After months of intense legal scrutiny, Zdeno Chara is a free man today.
OK, he was always a free man, and the police investigation into his hit on Max Pacioretty wasn't really all that intense; but considering that the basis for this entire farce was overwrought hyperbole, allows us another moment of it.
The investigation into Chara's devastating hit on Pacioretty back in March, for which he was penalized but wasn't suspended, has continued for eight months (partially due to the Boston Bruins' run to the Stanley Cup delaying Chara's interview).
Pacioretty suffered a broken vertebra when he was ridden into the stanchion at Bell Centre, and was stretchered off the ice. The scene was so horrific that some Montreal Canadiens fans called the police, feeding the hysteria that prompted an investigation that continued through the summer and ended in August.
On Thursday, Quebec's director of criminal prosecutions stopped wasting everyone's time and said there was no case, with a statement via the CP:
"After carefully examining all the information provided in this affair, the (office) is not reasonably convinced it could establish evidence of guilt," the provincial prosecutors' office said.

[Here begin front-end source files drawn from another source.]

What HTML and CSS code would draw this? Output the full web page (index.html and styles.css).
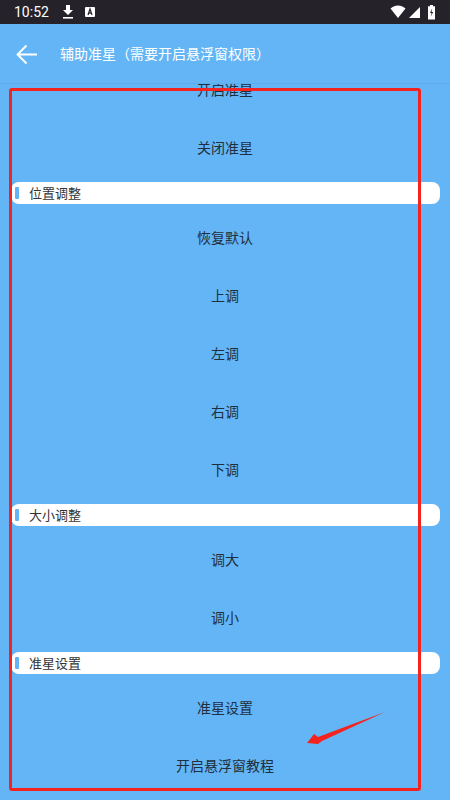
FILE: index.html
```html
<!doctype html>
<html lang="zh">
<head>
  <meta charset="UTF-8">
  <meta name="viewport" content="width=device-width, initial-scale=1.0">
  <title>辅助准星</title>
  <link rel="stylesheet" href="styles.css">
</head>
<body>
  <div class="phone">
    <div class="status-bar">
      <span class="clock">10:52</span>
      <svg class="status-icon" width="16" height="16" viewBox="0 0 16 16">
        <path d="M6 1h4v5h3l-5 5-5-5h3z" fill="#fff"/>
        <rect x="3" y="13" width="10" height="1.6" fill="#fff"/>
      </svg>
      <svg class="status-icon" width="14" height="14" viewBox="0 0 14 14">
        <rect x="2" y="2" width="10" height="10" rx="1" fill="#fff"/>
        <path d="M5 10l2-6 2 6M5.800 8.200h2.400" fill="none" stroke="#26222a" stroke-width="1.200"/>
      </svg>
      <span class="status-right">
        <svg width="18" height="14" viewBox="0 0 18 14">
          <path d="M1.500 3.500C6 -.5 12 -.5 16.500 3.500L9 13z" fill="#fff"/>
        </svg>
        <svg width="13" height="13" viewBox="0 0 13 13">
          <path d="M12 1v11H1z" fill="#fff"/>
        </svg>
        <svg class="battery" width="9" height="15" viewBox="0 0 9 15">
          <path d="M3 0h3v1.200h2v13.300H1V1.200h2z" fill="#fff"/>
          <path d="M5.200 3.500L3 8h1.600l-.8 3.500L6.200 7H4.600z" fill="#26222a"/>
        </svg>
      </span>
    </div>

    <header class="app-bar">
      <svg class="back" width="24" height="24" viewBox="0 0 24 24">
        <path d="M22 12.500H2.500M11.500 3.500l-9 9 9 9" fill="none" stroke="#fff" stroke-width="1.900"/>
      </svg>
      <h1 class="app-title">辅助准星（需要开启悬浮窗权限）</h1>
    </header>

    <main class="content">
      <div class="list">
        <div class="row">开启准星</div>
        <div class="row">关闭准星</div>
        <div class="section"><span class="section-mark"></span>位置调整</div>
        <div class="row">恢复默认</div>
        <div class="row">上调</div>
        <div class="row">左调</div>
        <div class="row">右调</div>
        <div class="row">下调</div>
        <div class="section"><span class="section-mark"></span>大小调整</div>
        <div class="row">调大</div>
        <div class="row">调小</div>
        <div class="section"><span class="section-mark"></span>准星设置</div>
        <div class="row">准星设置</div>
        <div class="row">开启悬浮窗教程</div>
      </div>
    </main>

    <!-- red annotation drawn over the screenshot -->
    <div class="note-frame"></div>
    <svg class="note-arrow" width="84" height="40" viewBox="0 0 84 40">
      <path d="M80 1L17 30 13 33 2 32 9 23 13 26z" fill="#f4231f"/>
    </svg>
  </div>
</body>
</html>
```

FILE: styles.css
```css
body {
  margin: 0;
  background: #64b5f6;
  font-family: "Noto Sans CJK SC", "Liberation Sans", sans-serif;
}

.phone {
  position: relative;
  width: 450px;
  height: 800px;
  display: flex;
  flex-direction: column;
  overflow: hidden;
  background: #64b5f6;
}

.status-bar {
  height: 24px;
  flex: none;
  display: flex;
  align-items: center;
  padding: 0 14px;
  box-sizing: border-box;
  background: #26222a;
  color: #fff;
}

.clock {
  font-family: Roboto, "Liberation Sans", sans-serif;
  font-size: 14px;
  margin-right: 11px;
}

.status-icon {
  margin-right: 7px;
}

.status-right {
  margin-left: auto;
  display: flex;
  align-items: center;
  gap: 1px;
}

.battery {
  margin-left: 5px;
}

.app-bar {
  height: 60px;
  flex: none;
  display: flex;
  align-items: center;
  padding-left: 15px;
  box-sizing: border-box;
  border-bottom: 1px solid #5eacec;
}

.back {
  margin-right: 21px;
}

.app-title {
  margin: 0 0 2px;
  font-size: 14px;
  font-weight: normal;
  color: #fff;
}

.content {
  flex: 1;
  overflow: hidden;
}

.list {
  margin-top: -24px;
}

.row {
  height: 58px;
  display: flex;
  align-items: center;
  justify-content: center;
  font-size: 14px;
  color: #1f2f3d;
}

.section {
  height: 22px;
  margin: 6px 10px 4px 11px;
  padding-bottom: 2px;
  box-sizing: border-box;
  display: flex;
  align-items: center;
  background: #fff;
  border-radius: 8px;
  font-size: 13px;
  color: #333;
}

.section-mark {
  width: 4px;
  height: 12px;
  margin: 2px 10px 0 4px;
  border-radius: 1px;
  background: #64b5f6;
}

.note-frame {
  position: absolute;
  left: 9px;
  top: 88px;
  width: 412px;
  height: 703px;
  box-sizing: border-box;
  border: 3px solid #f4231f;
  border-radius: 3px;
}

.note-arrow {
  position: absolute;
  left: 305px;
  top: 711px;
}
```
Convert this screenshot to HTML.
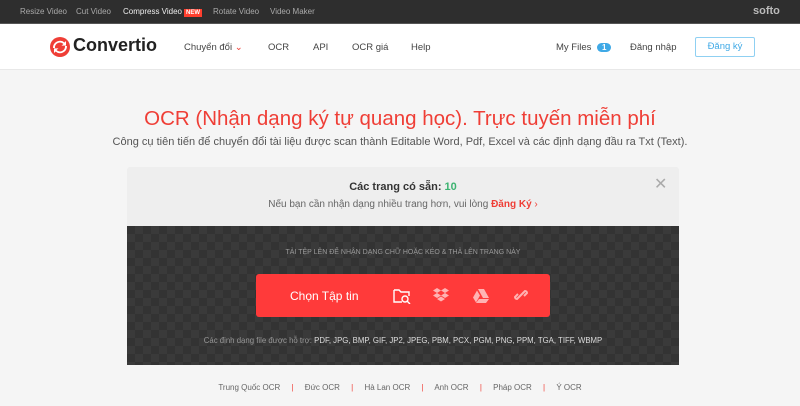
<!DOCTYPE html>
<html><head><meta charset="utf-8"><style>
*{margin:0;padding:0;box-sizing:border-box}
body{width:800px;height:406px;overflow:hidden;background:#f5f5f5;font-family:"Liberation Sans","DejaVu Sans",sans-serif;position:relative}
.top{position:absolute;left:0;top:0;width:800px;height:24px;background:#2e2e2e;border-bottom:1px solid #555;font-size:8px;color:#aaa}
.top span{position:absolute;top:7px}
.new{background:#ff3f2e;color:#fff;font-size:6px;padding:1px 2px;font-weight:bold;margin-left:2px}
.hdr{position:absolute;left:0;top:24px;width:800px;height:46px;background:#fff;border-bottom:1px solid #e8e8e8;font-size:9.5px;color:#444}
.hdr span{position:absolute;top:18px}
.abs{position:absolute}
</style></head><body>
<div class="top">
<span style="left:20px">Resize Video</span>
<span style="left:76px">Cut Video</span>
<span style="left:123px;color:#eee">Compress Video<b class="new">NEW</b></span>
<span style="left:213px">Rotate Video</span>
<span style="left:270px">Video Maker</span>
<span style="left:753px;top:5px;font-size:11px;font-weight:bold;color:#bbb">softo</span>
</div>
<div class="hdr">
<svg class="abs" style="left:50px;top:13px" width="20" height="20" viewBox="0 0 20 20"><circle cx="10" cy="10" r="10" fill="#ef3e36"/><path d="M5 11a5 5 0 0 1 8.5-4l-2 1.6h4.5V4l-1.5 1.5A7 7 0 0 0 3 11z M15 9a5 5 0 0 1-8.5 4l2-1.6H4V16l1.5-1.5A7 7 0 0 0 17 9z" fill="#fff"/></svg>
<span style="left:73px;top:11px;font-size:18px;font-weight:bold;color:#222">Convertio</span>
<span style="left:184px">Chuyển đổi <b style="color:#ef3e36;font-weight:normal">⌄</b></span>
<span style="left:268px">OCR</span>
<span style="left:313px">API</span>
<span style="left:352px">OCR giá</span>
<span style="left:411px">Help</span>
<span style="left:556px">My Files <b style="display:inline-block;background:#3fa9e6;color:#fff;border-radius:7px;padding:0 5px;font-size:8px;margin-left:3px">1</b></span>
<span style="left:630px">Đăng nhập</span>
<div class="abs" style="left:695px;top:13px;width:60px;height:20px;border:1px solid #8fd0f2;border-radius:2px;color:#3fa9e6;text-align:center;line-height:18px;font-size:9.5px">Đăng ký</div>
</div>
<div class="abs" style="left:0;top:107px;width:800px;text-align:center;font-size:20.5px;color:#ef3e36">OCR (Nhận dạng ký tự quang học). Trực tuyến miễn phí</div>
<div class="abs" style="left:0;top:136px;width:800px;text-align:center;font-size:11px;color:#555">Công cụ tiên tiến để chuyển đổi tài liệu được scan thành Editable Word, Pdf, Excel và các định dạng đầu ra Txt (Text).</div>
<div class="abs" style="left:127px;top:167px;width:552px;height:60px;background:#eeeeee;border-radius:3px 3px 0 0"></div>
<div class="abs" style="left:127px;top:181px;width:552px;text-align:center;font-size:11px;font-weight:bold;color:#333">Các trang có sẵn: <span style="color:#3cb371">10</span></div>
<div class="abs" style="left:127px;top:199px;width:552px;text-align:center;font-size:10px;color:#666">Nếu bạn cần nhận dạng nhiều trang hơn, vui lòng <b style="color:#ef3e36">Đăng Ký</b> <span style="color:#ef3e36">›</span></div>
<div class="abs" style="left:654px;top:174px;font-size:16px;color:#aaa">✕</div>
<div class="abs" style="left:127px;top:226px;width:552px;height:139px;background-color:#333;background-image:linear-gradient(45deg,#3a3a3a 25%,transparent 25%,transparent 75%,#3a3a3a 75%),linear-gradient(45deg,#3a3a3a 25%,transparent 25%,transparent 75%,#3a3a3a 75%);background-size:16px 16px;background-position:0 0,8px 8px"></div>
<div class="abs" style="left:127px;top:249px;width:552px;text-align:center;font-size:7px;color:#999">TẢI TỆP LÊN ĐỂ NHẬN DẠNG CHỮ HOẶC KÉO &amp; THẢ LÊN TRANG NÀY</div>
<div class="abs" style="left:256px;top:274px;width:294px;height:43px;background:#ff3a3a;border-radius:3px"></div>
<div class="abs" style="left:290px;top:289px;font-size:12px;color:#fff">Chọn Tập tin</div>
<svg class="abs" style="left:393px;top:288px" width="18" height="16" viewBox="0 0 18 16" fill="none" stroke="#fff" stroke-width="1.4"><path d="M1 2h5l2 2h8v4M1 2v12h8"/><circle cx="12" cy="11" r="3"/><path d="M14 13l3 3"/></svg>
<svg class="abs" style="left:433px;top:288px" width="16" height="15" viewBox="0 0 16 15" fill="#ffb3b3"><path d="M4 0l4 2.5L4 5 0 2.5zM12 0l4 2.5L12 5 8 2.5zM4 5l4 2.5L4 10 0 7.5zM12 5l4 2.5L12 10 8 7.5zM4 11l4-2.5 4 2.5-4 2.5z"/></svg>
<svg class="abs" style="left:473px;top:289px" width="16" height="14" viewBox="0 0 16 14" fill="#ffb3b3"><path d="M5 0h6l5 9h-6zM4 1.5l3 5-4 7-3-5zM6 10h10l-3 4H3z"/></svg>
<svg class="abs" style="left:513px;top:287px" width="16" height="16" viewBox="0 0 16 16" fill="none" stroke="#ffb3b3" stroke-width="2"><path d="M7 9l-3 3a2 2 0 0 1-2-2l3-3M9 7l3-3a2 2 0 0 1 2 2l-3 3M6 10l4-4"/></svg>
<div class="abs" style="left:127px;top:336px;width:552px;text-align:center;font-size:7.8px;color:#999">Các định dạng file được hỗ trợ: <span style="color:#ddd">PDF, JPG, BMP, GIF, JP2, JPEG, PBM, PCX, PGM, PNG, PPM, TGA, TIFF, WBMP</span></div>
<div class="abs" style="left:0;top:383px;width:800px;text-align:center;font-size:8px;color:#666">
Trung Quốc OCR <span style="color:#ef3e36;margin:0 9px">|</span> Đức OCR <span style="color:#ef3e36;margin:0 9px">|</span> Hà Lan OCR <span style="color:#ef3e36;margin:0 9px">|</span> Anh OCR <span style="color:#ef3e36;margin:0 9px">|</span> Pháp OCR <span style="color:#ef3e36;margin:0 9px">|</span> Ý OCR</div>
</body></html>
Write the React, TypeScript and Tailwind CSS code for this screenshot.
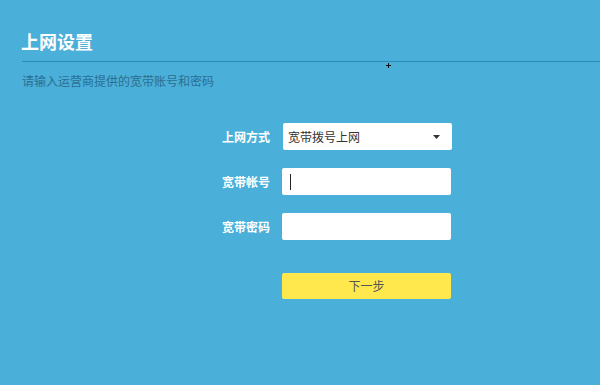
export default function App() {
  return (
    <div className="relative w-[600px] h-[385px] overflow-hidden bg-[#4aafd9] font-['Microsoft_YaHei','Noto_Sans_CJK_SC',sans-serif]">
      <div className="pl-[21px] pt-[29px]">
        <h1 className="text-[18px] font-bold leading-[24px] text-white">上网设置</h1>
      </div>
      <div className="ml-[22px] mt-[8px] h-px bg-[#2a8ab8]" />
      <p className="ml-[22px] mt-[11px] text-[12px] leading-[16px] text-[#2b6e92]">
        请输入运营商提供的宽带账号和密码
      </p>

      <div className="mt-[34px] flex flex-col gap-[18px]">
        <div className="flex items-center">
          <label className="w-[270px] text-right text-[12px] font-bold text-white">上网方式</label>
          <div className="ml-[13px] flex h-[27px] w-[169px] items-center justify-between rounded-[2px] bg-white pl-[5px] pr-[12px]">
            <span className="text-[12px] text-[#333]">宽带拨号上网</span>
            <svg width="7" height="4" viewBox="0 0 7 4">
              <path d="M0 0h7L3.5 4z" fill="#333" />
            </svg>
          </div>
        </div>
        <div className="flex items-center">
          <label className="w-[270px] text-right text-[12px] font-bold text-white">宽带帐号</label>
          <div className="ml-[12px] flex h-[27px] w-[169px] items-center rounded-[2px] bg-white pl-[8px]">
            <div className="h-[16px] w-px bg-[#222]" />
          </div>
        </div>
        <div className="flex items-center">
          <label className="w-[270px] text-right text-[12px] font-bold text-white">宽带密码</label>
          <div className="ml-[12px] h-[27px] w-[169px] rounded-[2px] bg-white" />
        </div>
      </div>

      <div className="mt-[33px] flex">
        <button className="ml-[282px] h-[26px] w-[169px] rounded-[2px] bg-[#ffe84e] text-[12px] text-[#555]">
          下一步
        </button>
      </div>

      <svg className="absolute left-[386px] top-[63px]" width="5" height="5" viewBox="0 0 5 5">
        <path d="M2 0h1v5H2zM0 2h5v1H0z" fill="#111" />
      </svg>
    </div>
  );
}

According to the CP, legal experts felt there could only be a case if Chara's actions went "far beyond what might be reasonably expected in a hockey game." Which they didn't.
With that, the case is closed. No Chara being perp-walked like Chewbacca on the Death Star by police. No testimony by Dr. Mark Recchi on the stand about the affects of a darkened movie theater on concussions. No riot in Montreal if Chara was found innocent. Or if he was convicted. Or if the Canadiens appeared in the postseason.